Mais, bien que ne rendant pas honneur à un parcours si intrigant et accidenté, les quatre actrices luttent à elles seules contre les défauts de cette réalisation morcelée et étouffante. Dans une contenance émotive en filigrane à travers les âges, chacune d’entre elles rayonne de talent et de compréhension, pour leur part réellement ancrée dans la vie de cette femme qu’elles incarnent. C’est comme si, lors d’une audition-clef dans la vie d’une future actrice dont le talent est indéniable, les chargés de casting rejetait violemment sa candidature ou tronquait son importance dans le film. L’émotion incroyable dont s’investissent ces femmes, qui révèle une Solène Rigot bouleversante dans le portrait d’une gamine battue, déambulante et déchirée, est à nouveau étouffée par l’orgueil criminel d’un tiers.

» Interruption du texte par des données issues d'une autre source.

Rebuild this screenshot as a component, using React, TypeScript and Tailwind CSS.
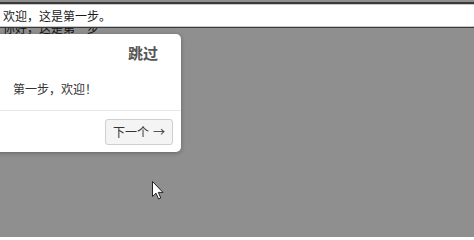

Malgré cet immense gâchis filmique, théorique et dramatique, on ne boudera jamais une tentative aussi généreuse, humaniste dans l’idée et électrisée dans les émotions certes décousues, aplaties par leurs incohérences et leur vanité, mais qui laissent vibrer sur les quatre visages sauveteurs du tout un sentiment d’inaccessible, de beauté brute et de rage de vivre.
Car au fond, en faisant fi de tous ces critères dégradant la qualité de l’œuvre, on a bien affaire à du cinéma dans sa pureté, dans sa première proposition : la violence d’une réalité jetée sans autre raison sur l’écran blanc de nos vies rangées que celle de ressentir, comme personne, les joies et déboires de ces âmes intouchables. Aux actrices portant cette ruine, à la femme portant ces souvenirs, cette non-œuvre fait contraster votre souveraineté talentueuse.